Code that builds pages

#####

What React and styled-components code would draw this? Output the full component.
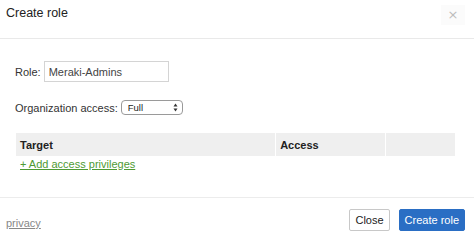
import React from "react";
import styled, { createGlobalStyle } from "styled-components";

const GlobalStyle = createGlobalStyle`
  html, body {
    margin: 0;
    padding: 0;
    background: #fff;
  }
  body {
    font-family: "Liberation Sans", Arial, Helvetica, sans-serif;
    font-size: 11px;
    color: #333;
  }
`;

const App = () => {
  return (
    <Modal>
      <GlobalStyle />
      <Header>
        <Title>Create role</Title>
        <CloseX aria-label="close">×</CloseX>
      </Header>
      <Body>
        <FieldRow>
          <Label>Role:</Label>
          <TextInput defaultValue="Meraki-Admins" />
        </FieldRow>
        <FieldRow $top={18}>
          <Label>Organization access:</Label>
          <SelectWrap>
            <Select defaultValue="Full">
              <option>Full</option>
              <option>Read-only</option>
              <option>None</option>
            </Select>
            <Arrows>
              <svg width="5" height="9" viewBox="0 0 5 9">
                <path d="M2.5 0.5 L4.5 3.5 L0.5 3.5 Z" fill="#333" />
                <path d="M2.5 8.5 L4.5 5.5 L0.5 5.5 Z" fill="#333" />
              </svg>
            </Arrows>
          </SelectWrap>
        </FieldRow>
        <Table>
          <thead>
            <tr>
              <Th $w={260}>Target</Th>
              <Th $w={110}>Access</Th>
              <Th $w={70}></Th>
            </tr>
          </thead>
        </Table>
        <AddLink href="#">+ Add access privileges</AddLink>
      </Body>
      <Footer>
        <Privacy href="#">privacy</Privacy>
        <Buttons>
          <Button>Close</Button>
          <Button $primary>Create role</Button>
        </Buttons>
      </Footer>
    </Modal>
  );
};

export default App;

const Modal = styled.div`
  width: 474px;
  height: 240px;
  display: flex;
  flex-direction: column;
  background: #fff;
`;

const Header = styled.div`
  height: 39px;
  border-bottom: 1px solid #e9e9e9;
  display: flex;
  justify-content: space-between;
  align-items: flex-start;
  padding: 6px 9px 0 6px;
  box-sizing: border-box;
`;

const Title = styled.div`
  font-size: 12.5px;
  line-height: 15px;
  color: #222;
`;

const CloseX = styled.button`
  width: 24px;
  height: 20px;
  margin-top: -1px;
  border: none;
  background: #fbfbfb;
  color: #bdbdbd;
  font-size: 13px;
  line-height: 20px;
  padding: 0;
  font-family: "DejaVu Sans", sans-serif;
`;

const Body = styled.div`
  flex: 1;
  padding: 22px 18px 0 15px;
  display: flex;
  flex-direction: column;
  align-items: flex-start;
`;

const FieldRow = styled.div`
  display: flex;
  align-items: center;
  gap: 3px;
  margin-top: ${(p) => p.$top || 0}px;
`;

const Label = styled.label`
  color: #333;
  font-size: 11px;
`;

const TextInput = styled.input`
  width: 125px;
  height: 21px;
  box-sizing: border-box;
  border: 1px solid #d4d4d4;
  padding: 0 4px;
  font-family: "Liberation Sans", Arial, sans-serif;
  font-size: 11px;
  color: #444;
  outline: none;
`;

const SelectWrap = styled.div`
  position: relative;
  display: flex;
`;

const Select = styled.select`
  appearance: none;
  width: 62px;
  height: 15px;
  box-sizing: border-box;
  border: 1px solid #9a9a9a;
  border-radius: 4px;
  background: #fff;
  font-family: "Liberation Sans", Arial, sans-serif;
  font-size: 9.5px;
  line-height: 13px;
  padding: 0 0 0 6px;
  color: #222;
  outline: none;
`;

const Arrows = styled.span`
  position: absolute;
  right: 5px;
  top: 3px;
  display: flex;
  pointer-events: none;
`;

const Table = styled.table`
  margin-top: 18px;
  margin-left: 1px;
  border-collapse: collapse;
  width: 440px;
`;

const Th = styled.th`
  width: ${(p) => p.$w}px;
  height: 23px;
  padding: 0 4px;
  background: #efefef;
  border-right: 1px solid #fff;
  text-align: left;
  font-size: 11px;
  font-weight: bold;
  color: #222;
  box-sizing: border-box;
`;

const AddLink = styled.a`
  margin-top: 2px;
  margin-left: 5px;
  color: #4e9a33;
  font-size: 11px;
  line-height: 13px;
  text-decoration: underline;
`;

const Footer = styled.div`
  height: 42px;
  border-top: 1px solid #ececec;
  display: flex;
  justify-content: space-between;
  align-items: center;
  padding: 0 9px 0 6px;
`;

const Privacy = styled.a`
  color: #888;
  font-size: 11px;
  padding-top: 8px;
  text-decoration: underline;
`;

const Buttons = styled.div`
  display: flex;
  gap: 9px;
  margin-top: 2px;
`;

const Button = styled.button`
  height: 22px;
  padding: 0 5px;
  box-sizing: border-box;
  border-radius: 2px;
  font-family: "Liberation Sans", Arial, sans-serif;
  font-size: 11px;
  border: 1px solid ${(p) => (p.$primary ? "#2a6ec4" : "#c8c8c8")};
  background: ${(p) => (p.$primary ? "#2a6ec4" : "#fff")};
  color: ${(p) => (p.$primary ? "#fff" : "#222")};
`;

#####

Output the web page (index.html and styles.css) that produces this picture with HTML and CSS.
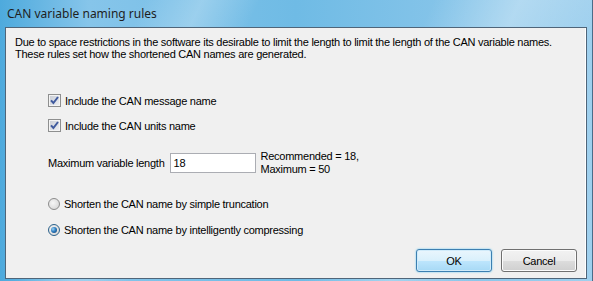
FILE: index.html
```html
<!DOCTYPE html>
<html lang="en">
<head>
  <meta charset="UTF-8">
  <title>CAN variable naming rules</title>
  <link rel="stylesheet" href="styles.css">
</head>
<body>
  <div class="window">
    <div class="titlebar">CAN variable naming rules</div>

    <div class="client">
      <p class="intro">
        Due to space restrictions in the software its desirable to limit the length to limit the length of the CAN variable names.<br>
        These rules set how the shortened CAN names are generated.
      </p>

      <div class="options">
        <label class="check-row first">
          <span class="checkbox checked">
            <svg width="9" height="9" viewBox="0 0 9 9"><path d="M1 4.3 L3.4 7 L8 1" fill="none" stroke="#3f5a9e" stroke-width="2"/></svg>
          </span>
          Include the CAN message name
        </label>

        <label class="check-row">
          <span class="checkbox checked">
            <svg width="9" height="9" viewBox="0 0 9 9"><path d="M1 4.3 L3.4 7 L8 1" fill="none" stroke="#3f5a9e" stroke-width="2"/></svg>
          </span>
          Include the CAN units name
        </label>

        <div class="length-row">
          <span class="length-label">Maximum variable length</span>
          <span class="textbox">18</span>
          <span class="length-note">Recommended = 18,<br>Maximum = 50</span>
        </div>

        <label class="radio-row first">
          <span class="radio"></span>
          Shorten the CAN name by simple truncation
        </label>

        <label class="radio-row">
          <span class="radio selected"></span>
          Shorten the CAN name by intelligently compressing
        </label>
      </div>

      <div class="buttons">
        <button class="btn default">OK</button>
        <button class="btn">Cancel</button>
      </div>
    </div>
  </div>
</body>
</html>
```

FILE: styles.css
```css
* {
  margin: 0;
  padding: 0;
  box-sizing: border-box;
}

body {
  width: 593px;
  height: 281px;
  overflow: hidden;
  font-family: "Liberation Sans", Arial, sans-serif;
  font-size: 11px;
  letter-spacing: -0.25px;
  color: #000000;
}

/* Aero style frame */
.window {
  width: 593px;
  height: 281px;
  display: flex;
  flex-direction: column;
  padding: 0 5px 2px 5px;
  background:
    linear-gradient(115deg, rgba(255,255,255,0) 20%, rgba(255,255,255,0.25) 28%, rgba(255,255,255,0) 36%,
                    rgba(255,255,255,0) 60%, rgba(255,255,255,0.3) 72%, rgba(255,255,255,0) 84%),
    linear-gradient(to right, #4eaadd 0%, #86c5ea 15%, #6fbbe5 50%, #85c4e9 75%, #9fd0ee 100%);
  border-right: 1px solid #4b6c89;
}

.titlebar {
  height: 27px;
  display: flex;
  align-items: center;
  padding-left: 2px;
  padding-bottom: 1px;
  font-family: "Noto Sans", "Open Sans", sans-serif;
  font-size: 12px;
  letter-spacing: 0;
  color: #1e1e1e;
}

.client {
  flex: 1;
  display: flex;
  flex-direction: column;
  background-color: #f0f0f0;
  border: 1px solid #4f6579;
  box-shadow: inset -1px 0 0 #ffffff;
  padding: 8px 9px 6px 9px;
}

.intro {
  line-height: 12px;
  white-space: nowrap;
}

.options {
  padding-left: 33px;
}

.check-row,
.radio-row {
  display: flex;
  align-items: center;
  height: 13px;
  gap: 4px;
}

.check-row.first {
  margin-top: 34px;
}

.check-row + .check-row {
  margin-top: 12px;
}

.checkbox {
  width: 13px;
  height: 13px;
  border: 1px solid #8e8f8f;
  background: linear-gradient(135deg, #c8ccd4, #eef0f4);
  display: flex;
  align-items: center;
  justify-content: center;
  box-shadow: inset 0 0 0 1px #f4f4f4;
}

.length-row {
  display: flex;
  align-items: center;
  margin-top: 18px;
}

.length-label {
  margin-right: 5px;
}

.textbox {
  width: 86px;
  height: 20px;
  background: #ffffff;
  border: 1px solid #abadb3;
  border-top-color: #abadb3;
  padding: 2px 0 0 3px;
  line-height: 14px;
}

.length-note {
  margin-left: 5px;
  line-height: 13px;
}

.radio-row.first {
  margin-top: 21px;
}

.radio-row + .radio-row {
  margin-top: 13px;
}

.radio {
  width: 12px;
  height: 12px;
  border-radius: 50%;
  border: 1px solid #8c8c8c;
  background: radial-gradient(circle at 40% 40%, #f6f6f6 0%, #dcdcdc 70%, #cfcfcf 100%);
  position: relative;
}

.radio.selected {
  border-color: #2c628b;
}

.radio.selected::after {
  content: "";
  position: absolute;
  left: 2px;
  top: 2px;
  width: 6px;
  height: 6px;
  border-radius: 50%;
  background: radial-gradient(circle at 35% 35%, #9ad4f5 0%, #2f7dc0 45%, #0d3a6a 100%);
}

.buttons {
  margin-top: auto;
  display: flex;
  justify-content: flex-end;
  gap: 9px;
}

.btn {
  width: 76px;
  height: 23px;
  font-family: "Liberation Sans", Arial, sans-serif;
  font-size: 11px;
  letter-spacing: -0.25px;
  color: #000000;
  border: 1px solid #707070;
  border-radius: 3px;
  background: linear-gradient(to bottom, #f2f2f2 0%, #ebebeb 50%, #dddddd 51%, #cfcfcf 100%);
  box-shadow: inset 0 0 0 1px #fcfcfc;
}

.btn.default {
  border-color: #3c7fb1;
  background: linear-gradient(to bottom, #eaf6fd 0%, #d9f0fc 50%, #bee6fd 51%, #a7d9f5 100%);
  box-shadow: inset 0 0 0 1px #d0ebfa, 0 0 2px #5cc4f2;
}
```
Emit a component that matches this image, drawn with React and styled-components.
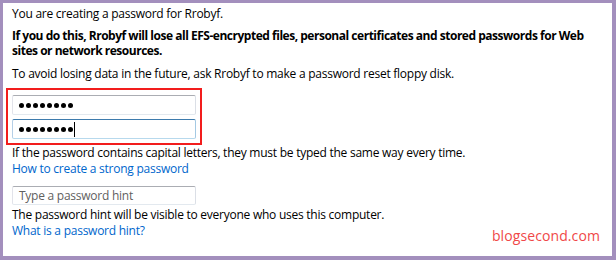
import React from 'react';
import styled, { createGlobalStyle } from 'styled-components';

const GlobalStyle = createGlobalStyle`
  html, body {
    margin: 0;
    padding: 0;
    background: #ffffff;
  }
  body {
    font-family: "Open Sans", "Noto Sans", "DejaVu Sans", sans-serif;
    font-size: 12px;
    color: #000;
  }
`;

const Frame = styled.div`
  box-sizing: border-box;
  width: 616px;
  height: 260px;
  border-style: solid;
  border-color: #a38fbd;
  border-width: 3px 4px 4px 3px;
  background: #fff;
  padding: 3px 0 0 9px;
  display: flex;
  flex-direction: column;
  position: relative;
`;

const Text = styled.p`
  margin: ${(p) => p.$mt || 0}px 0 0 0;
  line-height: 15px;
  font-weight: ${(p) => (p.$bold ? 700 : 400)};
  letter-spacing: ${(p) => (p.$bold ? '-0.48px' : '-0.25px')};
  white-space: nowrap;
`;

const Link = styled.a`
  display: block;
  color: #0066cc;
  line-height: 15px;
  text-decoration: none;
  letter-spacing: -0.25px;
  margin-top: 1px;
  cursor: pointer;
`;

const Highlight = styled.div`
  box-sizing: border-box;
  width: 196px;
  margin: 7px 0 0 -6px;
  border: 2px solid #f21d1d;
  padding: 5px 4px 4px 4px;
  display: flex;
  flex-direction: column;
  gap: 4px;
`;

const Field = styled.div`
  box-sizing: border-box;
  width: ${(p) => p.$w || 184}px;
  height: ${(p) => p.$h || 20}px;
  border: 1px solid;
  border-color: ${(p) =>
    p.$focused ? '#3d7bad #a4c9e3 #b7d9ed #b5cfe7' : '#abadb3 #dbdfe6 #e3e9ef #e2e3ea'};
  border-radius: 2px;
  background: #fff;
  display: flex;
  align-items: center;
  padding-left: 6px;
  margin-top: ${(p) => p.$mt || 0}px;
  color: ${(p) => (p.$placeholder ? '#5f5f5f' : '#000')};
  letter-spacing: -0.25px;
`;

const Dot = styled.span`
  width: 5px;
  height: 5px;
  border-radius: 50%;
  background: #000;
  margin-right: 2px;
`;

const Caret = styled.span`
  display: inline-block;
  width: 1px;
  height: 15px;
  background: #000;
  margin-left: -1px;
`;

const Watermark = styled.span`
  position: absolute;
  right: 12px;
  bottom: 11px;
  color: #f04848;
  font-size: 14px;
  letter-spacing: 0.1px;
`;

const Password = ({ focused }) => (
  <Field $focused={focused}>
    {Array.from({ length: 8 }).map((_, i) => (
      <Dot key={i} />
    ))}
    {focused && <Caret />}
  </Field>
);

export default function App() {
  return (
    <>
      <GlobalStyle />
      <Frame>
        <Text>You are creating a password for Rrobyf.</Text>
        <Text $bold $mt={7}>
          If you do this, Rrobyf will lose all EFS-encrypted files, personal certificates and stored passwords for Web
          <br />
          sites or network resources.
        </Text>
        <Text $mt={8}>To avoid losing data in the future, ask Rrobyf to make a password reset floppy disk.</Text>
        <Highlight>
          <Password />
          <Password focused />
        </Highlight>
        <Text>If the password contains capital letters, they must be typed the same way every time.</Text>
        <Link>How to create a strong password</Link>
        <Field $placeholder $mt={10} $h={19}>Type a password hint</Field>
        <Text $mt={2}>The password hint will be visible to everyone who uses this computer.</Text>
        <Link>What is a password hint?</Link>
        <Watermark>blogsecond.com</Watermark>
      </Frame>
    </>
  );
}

#####

The answer should be a single number: the count of lines in the data that include the string "components".

4